GARDEN CITY, Kan. (KSNW) — The Garden City Recreation Commission will end the year with a surplus of about $200,000.
That’s a significant turnaround from this time last year when the commission needed a $380,000 loan from the city to make ends meet.
“It was really a matter of can we bridge from December 2015 to January of 2016,” said City Manager Matt Allen. “Without that, they would have missed about four payrolls.”
The loan has since been paid back through property taxes the commission collects as well as selling off real estate.
Two of three houses were sold. They were technically owned by the city, but the commission had paid for them.
The plan was for the commission to eventually expand here, but with the budget deficit, the commission gave the houses to the city to sell and pay back the loan. One remains on the market.
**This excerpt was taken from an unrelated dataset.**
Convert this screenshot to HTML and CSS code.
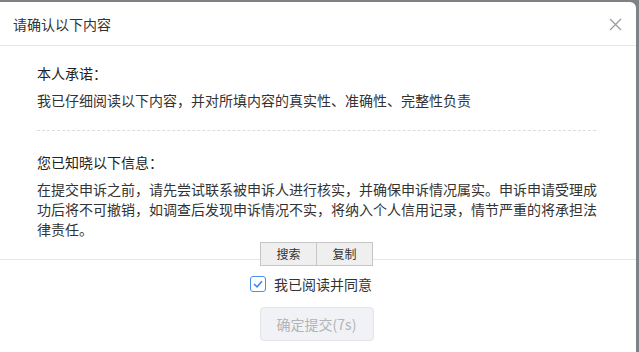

But the question remains as to how the commission ended up in such a financial hole.
Commission chair Myca Bunch believes they tried to grow too fast. She points to major projects like taking on core fitness and the Big Pool, but the pool is now back under the city’s control.
“They were all great ideas,” said Bunch, “and they were services that were beneficial to the community, and a lot those, there are risks, and you just never know when you take on new ventures like that how it’s going to turn out.”
Bunch says early this year, an interim director eliminated every financial burden the commission didn’t need.
“There were some positions that were absorbed into others,” said Bunch, “and she’s got a great knack for that, and we utilized that. She’s really quite a bit the reason why we’re doing so well this year.”
Recreation Commission Superintendent Aaron Stewart said, “It’s not that we’re not hiring or downsizing, it’s people had voluntarily left and they just weren’t filled right away.”
Stewart expects some of those positions, like the Athletics Coordinator and Arts Coordinator, to be filled again by February.
He also says he and the board will develop new policies to determine how money is raised and spent.
“Part of what you’ll actually see from us is some fees are going to go up in order to help cover those revenue goals,” said Stewart.
Stewart says another reason for the deficit was high cost of the lease of the building that houses Core Fitness. He says they’ve re-negotiated the lease to save nearly 300,000 by 2023.